Natural-language interaction is here: now what?
I had the great good fortune to spend my first few formative years in digital product design and development at the seminal consultancy Cooper, founded and led by the brilliant Alan Cooper. Alan invented Visual Basic and sold it to Microsoft; he was/is a visionary software developer who recognized the need to deliver software that would serve non-technical users better.
Alan taught us to center our work on serving the goals of personas — the actual, targeted users. Target personas for most software usually don’t have the same mindset and skills as a software developer or an interaction designer, and so we learned to design solutions that would bring software’s behavior closer to the mental model of the actual user, instead of reflecting the implementation model of the engineered system.
In those days, and until quite recently, software always needed to provide a graphical user interface (UI) to its users. UIs basically offer a set of inputs and outputs, along with content. You know: a dialog box that displays a set of settings to be configured, a drop-down menu with pre-defined choices, a checkbox, and a button labeled “Submit”. Over time, of course, UIs have become more dynamic in terms of their visual pattern languages and improvements like animations for state transitions. We have also seen a rise in alternative input mechanisms such as voice or gesture, particularly in mobile contexts or services.
From the start, interaction designers at Cooper would frequently seek to provide natural language inputs to better serve people’s mental models while using the constrained set of capabilities built into the software and its databases. These natural-language tools were often used for search interfaces and usually took the form of a smart set of inputs comprising logically-linked drop-down menus and free-text entry fields that together resulted in a complete sentence. We also usually had to actively advocate for engineers to build relational databases on the backend to support this innovative, user-centered UI pattern.

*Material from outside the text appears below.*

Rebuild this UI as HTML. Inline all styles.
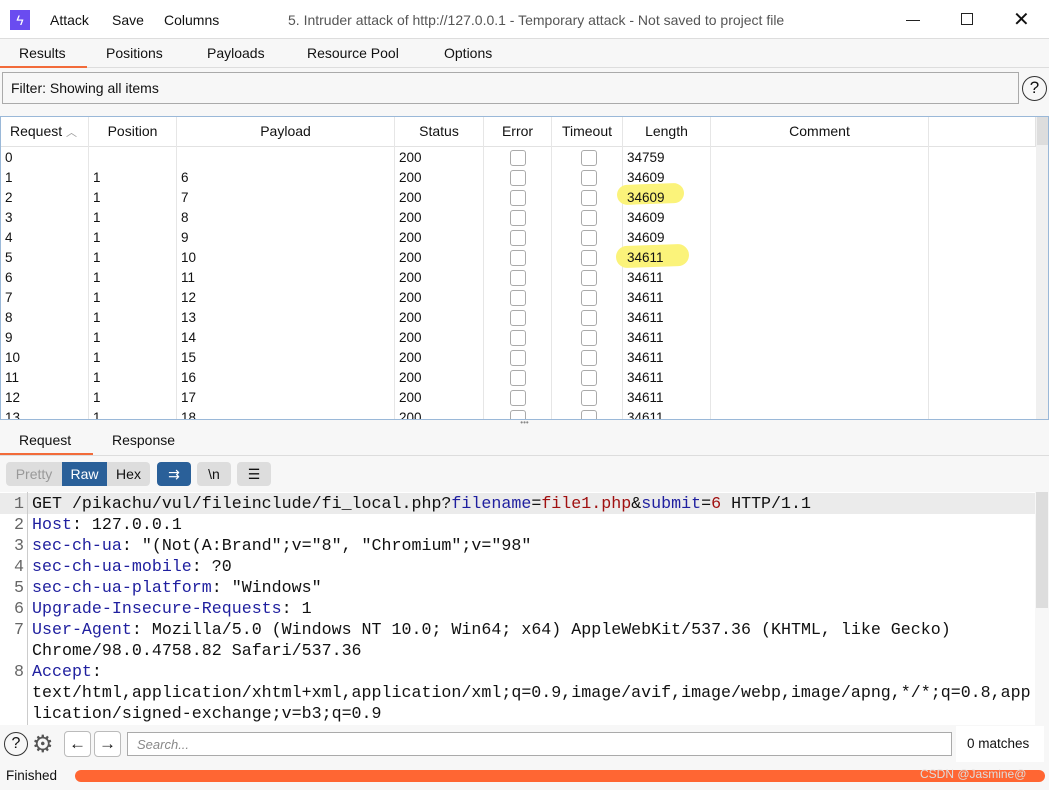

Given my deep roots in Cooper’s design principles, I can’t overstate my excitement at the recent explosion of so-called generative AI tools (that is, LLM/ML systems such as ChatGPT or Bard) that can accept highly unstructured natural language inputs — and then respond with natural language outputs making it seem that the system is capable of conversation. (Now of course we’ve been using natural language text strings with Google’s search box for ages, but we still got back a structured list of things that required detailed parsing.)
Being humans, we’re highly skilled at having conversations. After all, we’re trained from birth to interact with other people who share enough of our language (whether spoken, written or gestural) to make sense together. Conversations are a powerful way for the entities involved to pass along information, develop shared understanding, clarify the root of matters, and make plans; if those conversations are recorded and shared they can also provide similar value for those who observe them.
This new mode of interaction will continue to transform access to information for people the world over, and I truly believe we’ll look back at these systems arising as an inflection point for software design and development. Those old-school dialog boxes where the software displays a constrained set of options for the user to submit their choices are going to become “dialog spaces” where users have the ability to freely express their needs, preferences, and choices using their own words. This shift is happening in the mainstream already, such as in the customer service bot space for example. When conceived and applied more broadly, it will be a quantum leap forward in providing people with the ability to interact effectively with software-driven systems.
What’s less clear at this time is how the information created and embodied within such conversations can serve as a useful, meaningful repository that a person can re-access and utilize in an efficient way. Are we always going to have to go through a back-and-forth conversation to elicit information via prompts? I would certainly hope not.
Take for example the potential for AI/LLMs in healthcare settings to democratize patient access to one’s personal health records. The complex domain of medical care is relatively impenetrable to non-clinicians (not least because of the silo-ed nature of information being held in disparate EHRs). Now imagine experiencing some back pain and going to your personal AI — who’s across all of your personal health records in an ideal world. You will be able to ask it: “When did I last have that back problem, I think it started with an ‘s’…” to which it responds: “You were treated for sciatica, a problem that manifests with pain that radiates into the legs, about 3 years ago.”
And then…what? Does it offer to display the specific medical record from the past? Does it offer a review of the previously-prescribed treatment? Does the system have any inkling that this question might mean that this health problem is now recurring? While a human interlocutor could leap to all of these ideas, they yet need to be programmed into the software (no matter how opaque its LLM may be). We also don’t necessarily want to put that next-step burden on us to have to drill into that information like a miner seeking to extract a gem from the surrounding rock — after all, we’re dealing with a real-life health problem.
Furthermore, while a linear conversation is a type of communication that can produce valuable results, it’s not an efficient way to store large bodies of inter-related information, nor is it a particularly efficient way to specify highly complex or contextual inputs. Let’s not be forced to conduct linear conversations that we drive forward ourselves as the interaction model for every sort of task and need!
I’m eager to work with teams exploring these opportunities in healthcare. We need to expand on the clear potential to create novel AI-enabled interaction designs that are able to transform linear conversations into more actionable and accessible information spaces. We’re creating new and welcome input mechanisms, yet we must keep innovating on their outputs and next steps so that we can make the software we build behave in ever more contextually-appropriate, human-centered ways.